My personal reality as a gay man trying to conduct ocean science or conservation in developing parts of the world is that I am choosing to focus upon my work and my professional priorities over my personal identity politics.  Others may make a different decision, and that is their prerogative.  But I have limited time, funding, and limited attention span.  I choose to have my stakeholders focus upon the work at hand.  If I have the luxury of extra time in a destination, certainly this equation can be adjusted.

Unfortunately, the net result to me is often a feeling of regret or sadness that I “can’t entirely be myself.”  Straight colleagues have sometimes chided me that I should not care about this as much.  But I think that’s their privilege talking.  I don’t want to be, “Rick, the gay scientist,” or, “Rick, the gay conservationist.”  I just want to be Rick.

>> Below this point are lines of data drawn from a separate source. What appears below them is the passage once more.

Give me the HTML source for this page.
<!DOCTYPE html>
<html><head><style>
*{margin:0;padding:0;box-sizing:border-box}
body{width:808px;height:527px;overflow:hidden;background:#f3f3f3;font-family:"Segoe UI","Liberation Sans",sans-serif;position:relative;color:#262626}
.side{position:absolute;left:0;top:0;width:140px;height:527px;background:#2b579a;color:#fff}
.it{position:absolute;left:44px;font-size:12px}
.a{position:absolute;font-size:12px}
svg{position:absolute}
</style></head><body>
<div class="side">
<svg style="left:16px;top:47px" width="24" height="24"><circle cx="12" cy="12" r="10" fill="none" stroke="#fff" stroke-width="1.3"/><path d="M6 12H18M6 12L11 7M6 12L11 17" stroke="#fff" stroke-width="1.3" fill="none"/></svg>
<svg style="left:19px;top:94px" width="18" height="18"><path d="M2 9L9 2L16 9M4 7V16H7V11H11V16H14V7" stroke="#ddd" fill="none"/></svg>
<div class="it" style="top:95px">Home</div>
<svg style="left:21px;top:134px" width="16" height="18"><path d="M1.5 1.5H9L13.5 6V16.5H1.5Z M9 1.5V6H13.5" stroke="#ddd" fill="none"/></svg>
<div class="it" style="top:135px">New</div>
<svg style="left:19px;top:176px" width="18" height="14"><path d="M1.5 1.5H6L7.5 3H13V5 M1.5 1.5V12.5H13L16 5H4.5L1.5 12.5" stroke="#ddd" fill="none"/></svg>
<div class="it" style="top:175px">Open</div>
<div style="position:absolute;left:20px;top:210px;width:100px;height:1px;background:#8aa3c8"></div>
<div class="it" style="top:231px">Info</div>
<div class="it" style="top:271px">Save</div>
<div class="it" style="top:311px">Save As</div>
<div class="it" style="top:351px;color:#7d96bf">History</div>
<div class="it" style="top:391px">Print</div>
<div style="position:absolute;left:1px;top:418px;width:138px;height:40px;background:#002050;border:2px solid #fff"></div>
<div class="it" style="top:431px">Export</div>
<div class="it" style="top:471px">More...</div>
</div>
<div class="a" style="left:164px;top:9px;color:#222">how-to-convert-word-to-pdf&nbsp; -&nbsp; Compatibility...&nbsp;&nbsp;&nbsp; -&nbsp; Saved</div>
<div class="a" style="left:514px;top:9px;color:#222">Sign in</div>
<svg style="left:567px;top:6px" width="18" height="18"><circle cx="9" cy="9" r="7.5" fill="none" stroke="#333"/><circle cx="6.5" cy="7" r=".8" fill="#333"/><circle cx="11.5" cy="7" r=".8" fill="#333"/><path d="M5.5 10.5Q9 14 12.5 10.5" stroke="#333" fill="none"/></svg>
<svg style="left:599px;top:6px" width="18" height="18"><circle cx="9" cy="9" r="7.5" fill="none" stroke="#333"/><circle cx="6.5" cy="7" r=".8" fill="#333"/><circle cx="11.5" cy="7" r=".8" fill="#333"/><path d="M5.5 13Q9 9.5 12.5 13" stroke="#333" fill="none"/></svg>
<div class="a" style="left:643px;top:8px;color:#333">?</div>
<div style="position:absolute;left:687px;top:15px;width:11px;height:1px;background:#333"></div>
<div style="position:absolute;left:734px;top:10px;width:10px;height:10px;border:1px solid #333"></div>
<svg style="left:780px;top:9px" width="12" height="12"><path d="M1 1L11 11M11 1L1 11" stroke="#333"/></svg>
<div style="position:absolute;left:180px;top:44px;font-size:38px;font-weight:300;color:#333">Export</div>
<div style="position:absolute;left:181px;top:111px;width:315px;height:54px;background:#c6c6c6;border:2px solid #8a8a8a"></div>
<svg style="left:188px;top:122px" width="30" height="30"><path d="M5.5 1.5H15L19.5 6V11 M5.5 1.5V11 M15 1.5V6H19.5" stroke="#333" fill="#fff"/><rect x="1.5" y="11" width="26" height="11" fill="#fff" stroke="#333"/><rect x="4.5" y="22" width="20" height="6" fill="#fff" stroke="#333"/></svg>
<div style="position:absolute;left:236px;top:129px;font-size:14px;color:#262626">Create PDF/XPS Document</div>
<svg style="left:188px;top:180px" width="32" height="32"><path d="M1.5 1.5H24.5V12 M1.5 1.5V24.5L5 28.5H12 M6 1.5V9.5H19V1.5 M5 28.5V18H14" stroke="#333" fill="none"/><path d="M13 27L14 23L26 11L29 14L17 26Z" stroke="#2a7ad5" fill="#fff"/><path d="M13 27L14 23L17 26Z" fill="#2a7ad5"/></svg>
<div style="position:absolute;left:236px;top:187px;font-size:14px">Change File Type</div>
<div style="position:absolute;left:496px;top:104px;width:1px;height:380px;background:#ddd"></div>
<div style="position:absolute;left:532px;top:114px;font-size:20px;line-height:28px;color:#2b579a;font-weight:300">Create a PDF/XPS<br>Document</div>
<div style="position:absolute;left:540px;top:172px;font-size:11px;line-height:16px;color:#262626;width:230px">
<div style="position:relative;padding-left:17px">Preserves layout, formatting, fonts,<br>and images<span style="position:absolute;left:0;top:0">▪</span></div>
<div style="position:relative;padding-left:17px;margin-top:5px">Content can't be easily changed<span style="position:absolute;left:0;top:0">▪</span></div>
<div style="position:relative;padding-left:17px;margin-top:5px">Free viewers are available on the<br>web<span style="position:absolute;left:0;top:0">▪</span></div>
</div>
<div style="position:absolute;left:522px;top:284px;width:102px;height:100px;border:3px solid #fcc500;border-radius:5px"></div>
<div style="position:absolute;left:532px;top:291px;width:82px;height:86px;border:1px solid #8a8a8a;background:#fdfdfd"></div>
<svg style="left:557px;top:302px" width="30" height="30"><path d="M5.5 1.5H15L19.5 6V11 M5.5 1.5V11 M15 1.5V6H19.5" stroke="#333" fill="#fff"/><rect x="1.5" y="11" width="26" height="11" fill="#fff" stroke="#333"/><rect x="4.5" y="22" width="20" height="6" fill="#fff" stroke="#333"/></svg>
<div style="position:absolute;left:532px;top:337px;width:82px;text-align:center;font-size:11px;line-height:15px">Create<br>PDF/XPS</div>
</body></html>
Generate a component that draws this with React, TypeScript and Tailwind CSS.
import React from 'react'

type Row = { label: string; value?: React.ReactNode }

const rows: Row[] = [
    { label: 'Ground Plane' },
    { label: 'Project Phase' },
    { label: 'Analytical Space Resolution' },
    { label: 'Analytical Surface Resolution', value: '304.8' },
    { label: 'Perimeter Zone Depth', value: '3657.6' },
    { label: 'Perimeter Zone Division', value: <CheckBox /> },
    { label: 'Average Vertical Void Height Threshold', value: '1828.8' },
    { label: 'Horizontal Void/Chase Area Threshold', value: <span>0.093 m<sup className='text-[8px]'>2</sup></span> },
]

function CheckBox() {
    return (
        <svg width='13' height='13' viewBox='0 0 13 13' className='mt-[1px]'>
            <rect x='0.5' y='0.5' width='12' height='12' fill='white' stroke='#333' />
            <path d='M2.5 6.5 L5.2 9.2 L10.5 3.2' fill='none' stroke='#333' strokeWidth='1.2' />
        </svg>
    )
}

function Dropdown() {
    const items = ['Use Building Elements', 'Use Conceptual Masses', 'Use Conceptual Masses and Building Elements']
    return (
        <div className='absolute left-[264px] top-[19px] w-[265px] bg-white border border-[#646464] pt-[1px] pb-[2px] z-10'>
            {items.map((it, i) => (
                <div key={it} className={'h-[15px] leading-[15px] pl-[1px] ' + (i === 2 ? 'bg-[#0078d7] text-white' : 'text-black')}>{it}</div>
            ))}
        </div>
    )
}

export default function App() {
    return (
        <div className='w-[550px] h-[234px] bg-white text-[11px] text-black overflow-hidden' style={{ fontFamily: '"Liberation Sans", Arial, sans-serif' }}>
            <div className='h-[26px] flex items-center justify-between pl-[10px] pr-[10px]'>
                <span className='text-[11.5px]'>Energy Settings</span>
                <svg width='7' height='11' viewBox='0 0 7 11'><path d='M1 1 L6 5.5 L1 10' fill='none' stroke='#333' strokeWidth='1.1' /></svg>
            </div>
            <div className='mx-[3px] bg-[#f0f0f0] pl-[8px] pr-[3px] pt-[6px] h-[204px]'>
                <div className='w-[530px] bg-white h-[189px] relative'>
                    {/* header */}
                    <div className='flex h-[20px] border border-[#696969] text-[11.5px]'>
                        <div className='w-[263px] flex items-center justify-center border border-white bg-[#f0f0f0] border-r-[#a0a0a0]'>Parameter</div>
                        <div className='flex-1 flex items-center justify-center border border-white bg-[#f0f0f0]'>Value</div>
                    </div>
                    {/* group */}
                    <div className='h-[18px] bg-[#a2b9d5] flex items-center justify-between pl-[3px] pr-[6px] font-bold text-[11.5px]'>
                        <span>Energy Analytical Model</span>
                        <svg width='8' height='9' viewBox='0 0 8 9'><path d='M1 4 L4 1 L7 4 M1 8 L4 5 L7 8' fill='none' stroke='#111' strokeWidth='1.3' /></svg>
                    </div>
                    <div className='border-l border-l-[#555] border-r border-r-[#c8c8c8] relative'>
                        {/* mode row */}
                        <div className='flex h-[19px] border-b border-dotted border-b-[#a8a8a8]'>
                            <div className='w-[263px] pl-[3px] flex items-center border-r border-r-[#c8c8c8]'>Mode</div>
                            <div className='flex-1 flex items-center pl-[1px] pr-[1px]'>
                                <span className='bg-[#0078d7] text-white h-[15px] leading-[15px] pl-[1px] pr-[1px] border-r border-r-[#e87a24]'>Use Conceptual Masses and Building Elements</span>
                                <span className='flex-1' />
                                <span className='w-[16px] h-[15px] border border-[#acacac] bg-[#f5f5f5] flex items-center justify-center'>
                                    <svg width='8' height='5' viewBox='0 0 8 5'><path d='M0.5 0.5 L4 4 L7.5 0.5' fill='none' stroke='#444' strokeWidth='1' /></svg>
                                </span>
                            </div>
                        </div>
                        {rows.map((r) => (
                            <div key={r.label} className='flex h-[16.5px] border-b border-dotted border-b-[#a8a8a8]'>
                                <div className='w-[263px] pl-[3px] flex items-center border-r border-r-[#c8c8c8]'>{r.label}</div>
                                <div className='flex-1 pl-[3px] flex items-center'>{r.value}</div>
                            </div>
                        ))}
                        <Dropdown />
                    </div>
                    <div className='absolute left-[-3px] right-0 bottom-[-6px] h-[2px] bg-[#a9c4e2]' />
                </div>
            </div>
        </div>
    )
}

So, it all makes me feel a bit like Mark, the best man in the film Love Actually, played by The Walking Dead’s Andrew Lincoln, who is in love with his best friend’s fiance.  He spends the entire film putting on a charade of indifference to the now-married Keira Knightley, but finally finds a way to let her know his true feelings (through the ridiculous use of cue cards and a boombox). Not a perfect metaphor for my situation, but it nonetheless underscores a wish that I have that I didn’t need the identity acrobatics in order to do good work.

3 Replies to “Pride, Actually.”

  1. Thank you for your article of several years ago about “oil to calm troubled waters” We had found reference to it in a novel. My wife–the cook– suggests it may relate to putting a little oil in a pot of spagetti so it won’t boil over.

  2. “I don’t have anything new to add.”

    I agree; so don’t add anything. What does all this stuff have to do with Deep Sea News anyway?

  3. Oh gee, I dunno. That maybe ocean science is actually conducted by human beings? You know, David, inconsequential stuff like that.